Drei Tage lang hat es ununterbrochen, doch milde geregnet. Dann kehrt mit der Sonne die Kälte des Winters zurück. Der Supermarkt zwei Straßen weiter hat damit nicht gerechnet. Jemand von denen hat „Die Frühling da mach ich mir 'nen Schlitz ins Kleid Aktion“ erfunden – ohne jegliches Zeichen zwischen den Wörtern, ohne Durchkopplungsbindestrich (Wahrig), ohne alles. Die Filialleiterin ist so stolz drauf oder so überzeugt von der Botschaft, daß sie jeden Kubikmeter Luftraum ihres Ladens mit Schildern vollgehängt hat, deren Aufschrift von der „Frühling da mach ich mir 'nen Schlitz ins Kleid Aktion“ künden. Oder war sie, die Filialleiterin, schlicht an die Weisungen von der Zentrale gebunden? Wahrscheinlich. Aber was bleibt, stiften die Werbetexter; was bleibt, ist die ausgesprochen griffige Formulierung; was bleibt, ist „Die Frühling da mach ich mir 'nen Schlitz ins Kleid Aktion“.

„Da nehm' ich mein' Hut ab“, dachte ich kongenial, „besser geht's nicht.“ Besser nicht und länger nicht, aber schlimmer.
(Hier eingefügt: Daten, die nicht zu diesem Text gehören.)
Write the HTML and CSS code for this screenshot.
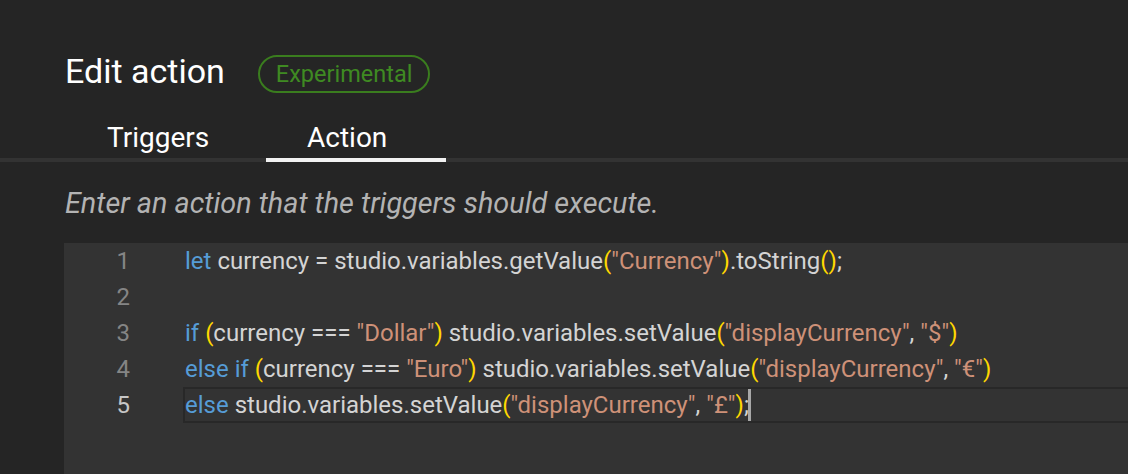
FILE: index.html
```html
<!DOCTYPE html>
<html lang="en">
<head>
    <meta charset="UTF-8">
    <title>Edit action</title>
    <link rel="stylesheet" href="styles.css">
</head>
<body>
    <div class="header">
        <h1 class="title">Edit action</h1>
        <span class="badge">Experimental</span>
    </div>

    <div class="tabs">
        <div class="tab">Triggers</div>
        <div class="tab active">Action</div>
    </div>

    <p class="hint">Enter an action that the triggers should execute.</p>

    <div class="editor">
        <div class="line">
            <span class="num">1</span>
            <span class="code"><span class="kw">let</span> currency = studio.variables.getValue<span class="br">(</span><span class="str">"Currency"</span><span class="br">)</span>.toString<span class="br">()</span>;</span>
        </div>
        <div class="line">
            <span class="num">2</span>
            <span class="code"></span>
        </div>
        <div class="line">
            <span class="num">3</span>
            <span class="code"><span class="kw">if</span> <span class="br">(</span>currency === <span class="str">"Dollar"</span><span class="br">)</span> studio.variables.setValue<span class="br">(</span><span class="str">"displayCurrency"</span>, <span class="str">"$"</span><span class="br">)</span></span>
        </div>
        <div class="line">
            <span class="num">4</span>
            <span class="code"><span class="kw">else if</span> <span class="br">(</span>currency === <span class="str">"Euro"</span><span class="br">)</span> studio.variables.setValue<span class="br">(</span><span class="str">"displayCurrency"</span>, <span class="str">"€"</span><span class="br">)</span></span>
        </div>
        <div class="line current">
            <span class="num">5</span>
            <span class="code"><span class="kw">else</span> studio.variables.setValue<span class="br">(</span><span class="str">"displayCurrency"</span>, <span class="str">"£"</span><span class="br">)</span>;<span class="cursor"></span></span>
        </div>
    </div>
</body>
</html>
```

FILE: styles.css
```css
body {
    margin: 0;
    background-color: #252525;
    font-family: Roboto, "Liberation Sans", sans-serif;
    color: #ffffff;
    height: 474px;
    overflow: hidden;
    display: flex;
    flex-direction: column;
}
.header {
    display: flex;
    align-items: flex-start;
    gap: 33px;
    padding: 51px 0 0 65px;
}
.title {
    margin: 0;
    font-size: 34px;
    font-weight: 400;
    line-height: 40px;
}
.badge {
    margin-top: 4px;
    border: 2px solid #3a7d1e;
    border-radius: 20px;
    color: #3f8a22;
    font-size: 23.5px;
    padding: 3px 16px;
    line-height: 28px;
}
.tabs {
    display: flex;
    gap: 20px;
    padding-left: 66px;
    margin-top: 28px;
    border-bottom: 4px solid #333333;
}
.tab {
    width: 180px;
    box-sizing: border-box;
    padding: 0 0 3px 41px;
    font-size: 28px;
    line-height: 34px;
    margin-bottom: -4px;
    border-bottom: 4px solid transparent;
}
.tab.active {
    border-bottom-color: #f2f2f2;
}
.hint {
    margin: 24px 0 23px 65px;
    font-size: 28.8px;
    font-style: italic;
    color: #b3b3b3;
    line-height: 34px;
}
.editor {
    flex: 1;
    margin-left: 64px;
    background-color: #333333;
    font-size: 24px;
}
.line {
    display: flex;
    height: 36px;
    line-height: 36px;
    color: #d4d4d4;
}
.num {
    width: 66px;
    padding-right: 54px;
    text-align: right;
    color: #858585;
    flex-shrink: 0;
}
.code {
    flex: 1;
    padding-left: 1px;
    white-space: pre;
}
.current .num {
    color: #c6c6c6;
}
.current .code {
    border: 2px solid #282828;
    border-right: none;
    line-height: 32px;
    padding-left: 0;
    margin-left: -1px;
}
.kw {
    color: #569cd6;
}
.str {
    color: #ce9178;
}
.br {
    color: #ffd700;
}
.cursor {
    display: inline-block;
    width: 3px;
    height: 32px;
    background-color: #a8a8a8;
    vertical-align: top;
    margin-left: -1px;
}
```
Das Schlimmere stand auf der sogenannten Szene-Seite der hiesigen Lokalausgabe der Bild-Zeitung. Indem ich von dem Vorfall berichte, habe ich nicht die Absicht, in das tranige Geheul einzufallen, das hin und wieder über die Anglifizierung der deutschen Sprache angestimmt wird. Es stürbe, das Deutsche, und wenn doch nicht, dann verarme es jedenfalls, die Kommunikation sowieso. Und daß die Dreijährigen schon im Kindergarten alles cool finden, sei mehr als bedenklich. Letzteres stimmt aber gar nicht. Sie finden nicht alles cool, sondern nur, was wirklich cool ist.
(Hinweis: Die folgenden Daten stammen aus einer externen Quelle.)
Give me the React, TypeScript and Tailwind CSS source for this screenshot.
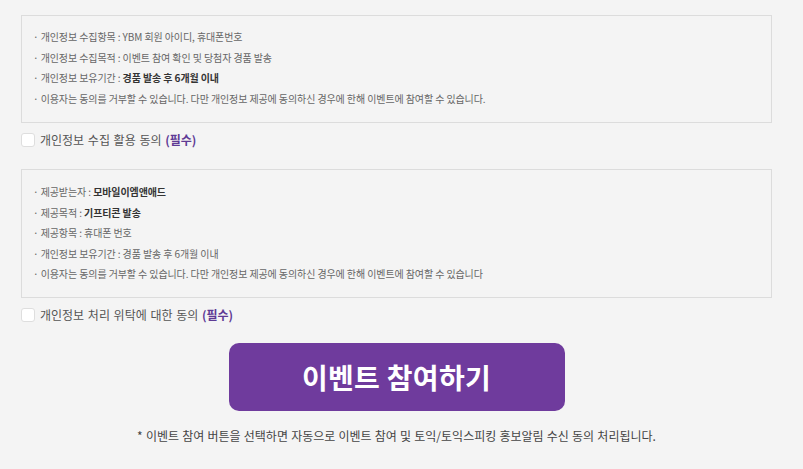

Richtig aber ist: Das böse Amerika einesteils und Weltläufigkeit wie Phantasiebegabung der Deutschen auf der anderen Seite passen anscheinend so gut zusammen, daß es sogar Handy heißen muß statt Mobiltelefon, obwohl der Angelsachse mit dem Ausdruck Handy wenigstens im Bereich der Telekommunikation überhaupt nichts anfangen kann. Meinetwegen sollen sie doch alle telefonieren, der eine mit dem Handy, die andere mit dem Mobile. Solange sie einander nichts zu sagen haben, kann eigentlich nicht viel schiefgehen.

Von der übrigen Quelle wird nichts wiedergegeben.